Walking the streets of Durban on some holiday, with university
students stopping traffic for a festival of sorts, I’d been attempting to trace
out my route to Capetown on the map I’d snagged off the tourist brochure rack
at the airport back in Johannesburg two days previous. I wasn’t looking forward to boarding yet
another overnight bus down the coast but I didn’t really have another choice other
than hopping a train that would’ve taken me right through the center of the
country with seemingly drab views. I
suppose I’d ruled out a car rental because I figured it’d stretch my budget too
thin, nevertheless, the instant I saw a sign for 1st Car rental
downtown that day I hopped a small ped gate to get a pricing on the vw rabbit
in the window. To my surprised chagrin
it was a bit more pricey than the compact chevy, I went for the Spark. I was in and out of that car rental shop,
made a stop at the hotel where I’d stashed my backpack after breakfast buffet,
and was ecstatic to be soon careening
down the coast in my rental, ecstatic to not have my knees in my chest on a
crowded bus with sickening music videos cranking clear through the morning
hours of the night.
I’m no novice in a manual, and even though I’d cruised
across Dhaka, Bangladesh behind the wheel of a manual with the drivers seat on
the right side of the car, it was confusion to the hilt that october day due to the fact that
the side of the street also swaps in South Africa, furthermore it was bat spit madness
getting out of downtown Durban on a Friday, (coincidentally a national holiday) while shifting
with my left hand from the right side, turning a power-steering-less vehicle on
the left side of the road, I may as well have been flying an airplane, it felt that
foreign, all the while trying to figure out which lane’d be considered the slow
lane.
West bound and having finally found the highway I was at
last content to be solo touring South Africa.
Four days previous I’d said a final goodbye to my aunt whose cancer’d
soon become fatal.
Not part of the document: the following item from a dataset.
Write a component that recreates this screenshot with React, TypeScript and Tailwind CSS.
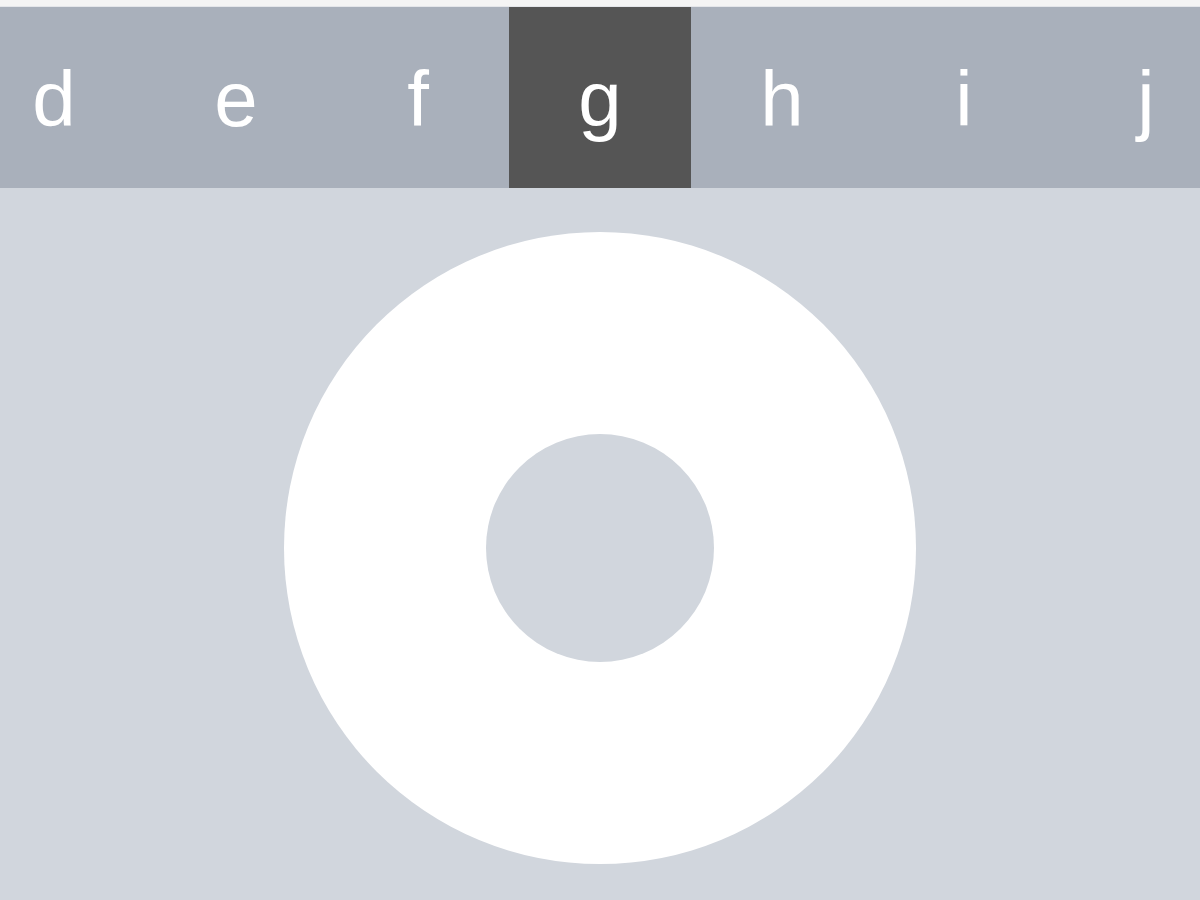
import React from "react";

const letters = ["d", "e", "f", "g", "h", "i", "j"];
const selected = "g";

export default function App() {
  return (
    <div className="w-[1200px] h-[900px] overflow-hidden bg-[#d1d6dd] font-['Liberation_Sans',Arial,sans-serif]">
      {/* top edge */}
      <div className="h-[7px] bg-[#f4f4f4] border-b border-[#e4e6ea]" />

      {/* letter picker */}
      <div className="h-[181px] bg-[#a9b0bb] flex justify-center overflow-hidden">
        {letters.map((l) => (
          <div
            key={l}
            className={
              l === selected
                ? "shrink-0 w-[182px] h-full flex items-center justify-center pt-[2px] bg-[#555555] text-white text-[78px] leading-none"
                : "shrink-0 w-[182px] h-full flex items-center justify-center pt-[2px] text-white text-[78px] leading-none"
            }
          >
            {l}
          </div>
        ))}
      </div>

      {/* wheel */}
      <div className="flex justify-center pt-[44px]">
        <div className="w-[632px] h-[632px] rounded-full bg-white flex items-center justify-center">
          <div className="w-[228px] h-[228px] rounded-full bg-[#d1d6dd]" />
        </div>
      </div>
    </div>
  );
}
I’d sat on the floor
beside her hospital bed for the last time only letting tears fall when her
coughs’d throw her eyes shut. When
someone is that close to death all social cues disintegrate, holding your
aunt’s cold hand is normal, encouraged, in fact, anyone in the room with hands has
an auto-invite to hold yours. Death
arrests the commonality of kin, breaks down all the character we scrape into
lines with our credit cards on tv trays, all our bull shit, our plastic; death
takes all our veneers and warps them to the point where we can all see one another for nothing more than the particle board we are. It’s quite a relief
actually; the dishevelment of social barrier, death remains a curse, broken relationship with creator the way i see it (horribly painful, sting lost). Even having stopped through Brooklyn, having spent a night and a day with Will, nothing had quite leveled, my
stomach had stayed high and dry and all the public transport had stifled all
hope in me till i was bloodshot and hungover. The
compact rental, of all things, and the open road was a sobering rush of wind
like holy ghost and my eyes came clean and hope came into view, it oft worries
me how emotion can pan to polar poles and then regroup and middle in an instant.